By William Maclean

Algiers - Former president Lamine Zeroual ruled himself out of Algeria's presidential race on Wednesday - making it more likely that incumbent Abdelaziz Bouteflika will win if he chooses to stand in the April presidential election.

Zeroual, a retired army general who was president of the north African oil- and gas-exporting country from 1994 to 1999, had been urged to run by admirers seeking to thwart a widely expected bid by Bouteflika to extend his decade in power.

Announcing the move in a statement published in newspapers, Zeroual, 67, made a polite but pointed criticism of the anticipated attempt by Bouteflika to obtain a third five-year term at the helm of the Opec-member country of 34 million.

"A democracy can't be set up without alternation at the top of the state," the statement said.

"By deciding freely and definitely to renounce my political career, I thought the time had come for an alternation," he said, recalling his decision to step down a year ahead of the end of a mandate that was originally scheduled to end in 2000.

"I never believed in the concept of the man of providence," he said, suggesting his motive for not standing was that he had had his turn in power and that the future lay in building credible institutions rather than relying on individuals.

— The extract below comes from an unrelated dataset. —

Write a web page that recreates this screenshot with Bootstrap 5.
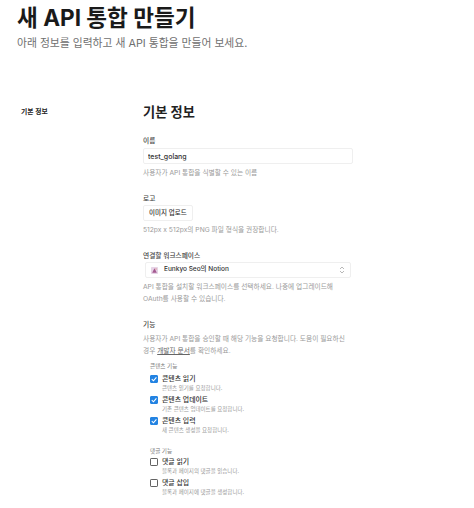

Zeroual, a strong-minded character known for his distaste for political compromise, is regarded by some Algerians as a man of principle for having voluntarily renounced the presidency.

Some analysts say they believe Zeroual's motive in resigning was dissatisfaction with aspects of the government's fight against an Islamist rebellion that had broken out in 1991.

Constitutional change

Bouteflika, 71 and in the final months of his second term, delighted supporters and angered critics in November when lawmakers ended a two-term limit for the presidency at his suggestion, opening the way for him to stand in the election.

Bouteflika is expected to announce his candidature in the coming weeks and campaign on what his supporters call his successes in rebuilding the country after a civil war in the 1990s between the army and Islamist militants. A precise date has not yet been set for the election.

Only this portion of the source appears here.